Great for the Body & Great for the Mind
Finally, gardening is so good for you physically. You’re moving your muscles and spending time outside. Time in the sun produces vitamin D, which as we now know has been shown to be essential for mental health. When your body is moving and active it produces endorphins, the feel good hormones produced by exercise. Emotional well-being of course, follows closely behind.
The Beauty of Having Butterfly Visitors To Your Garden
Adding more to my thoughts and pleasure about attracting butterflies and hummingbirds, I want to share with you some ways I have found to keep them hanging around a bit longer. I’ve seen more Monarch butterflies around our home this year than I have in a very long time! I am so pleased.
You too may have noticed that butterfly populations have been decreasing. This may be due to a vast number of reasons, but some of the more urgent ones include habitat loss, climate change and pesticide use. We need to pay close attention to doing what we can to remedy this, as like bees, butterflies are very important for pollination!

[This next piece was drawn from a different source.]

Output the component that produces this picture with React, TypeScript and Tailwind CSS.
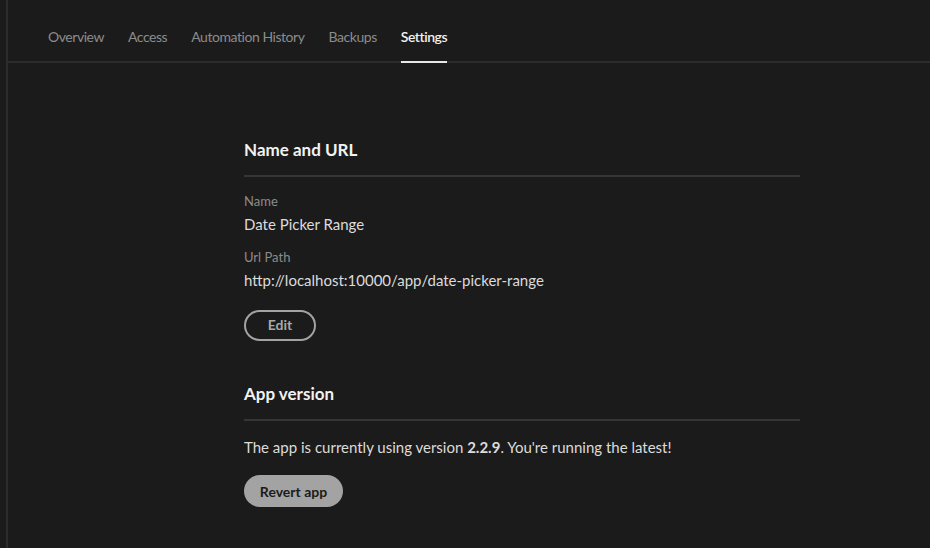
const tabs = ["Overview", "Access", "Automation History", "Backups", "Settings"];

export default function App() {
  return (
    <div
      className="flex h-[548px] w-full overflow-hidden bg-[#1b1b1b] text-[#dcdcdc]"
      style={{ fontFamily: "Lato, 'Open Sans', sans-serif" }}
    >
      <div className="w-[6px] shrink-0" />
      <div className="w-[2px] shrink-0 bg-[#2c2c2c]" />
      <div className="flex min-w-0 flex-1 flex-col">
        <nav className="flex h-[63px] gap-6 border-b-2 border-[#2c2c2c] pl-10">
          {tabs.map((tab) => {
            const active = tab === "Settings";
            return (
              <div
                key={tab}
                className={
                  active
                    ? "-mb-[2px] flex h-[63px] items-center border-b-2 border-[#e8e8e8] pt-[12px] text-[14px] font-semibold tracking-[-0.45px] text-[#f2f2f2]"
                    : "-mb-[2px] flex h-[63px] items-center border-b-2 border-transparent pt-[12px] text-[14px] tracking-[-0.45px] text-[#8c8c8c]"
                }
              >
                {tab}
              </div>
            );
          })}
        </nav>

        <div className="ml-[236px] w-[556px] pt-[75px]">
          <section>
            <h2 className="mb-[13px] text-[17px] font-bold leading-[24px] text-[#f2f2f2]">Name and URL</h2>
            <div className="h-[2px] bg-[#353535]" />
            <div className="mt-[15px] text-[13px] leading-[18px] text-[#8c8c8c]">Name</div>
            <div className="mt-[4px] text-[15px] leading-[20px] text-[#dcdcdc]">Date Picker Range</div>
            <div className="mt-[14px] text-[13px] leading-[18px] text-[#8c8c8c]">Url Path</div>
            <div className="mt-[4px] text-[15px] leading-[20px] text-[#dcdcdc]">http://localhost:10000/app/date-picker-range</div>
            <button className="mt-[20px] flex h-[31px] w-[72px] items-center justify-center rounded-full border-2 border-[#a3a3a3] pb-[2px] text-[14px] font-bold text-[#a8a8a8]">
              Edit
            </button>
          </section>

          <section className="mt-[41px]">
            <h2 className="mb-[13px] text-[17px] font-bold leading-[24px] text-[#f2f2f2]">App version</h2>
            <div className="h-[2px] bg-[#353535]" />
            <p className="mt-[16px] text-[15px] leading-[20px] text-[#dcdcdc]">
              The app is currently using version <span className="font-bold">2.2.9</span>. You're running the latest!
            </p>
            <button className="mt-[18px] flex h-[32px] w-[99px] items-center justify-center rounded-full bg-[#a3a3a3] text-[14px] font-bold text-[#1b1b1b]">
              Revert app
            </button>
          </section>
        </div>
      </div>
    </div>
  );
}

Many species of butterfly need to have some fruit to supplement their diets, and this fruit should be overripe. Drying and decaying fruits have minerals and carbohydrates that most butterflies need. If you want butterflies to thrive, you might want to try the following:
Place a large plate or dish outside with another smaller dish inside of it. Fill the outer larger dish with just enough water to keep ants out of and away from the smaller dish. Take your pieces of overripe fruit and place them on the smaller plate so they are easy to feed upon. Take care not to crush or squish the fruit so the butterflies do not become stuck inside the fruit pieces.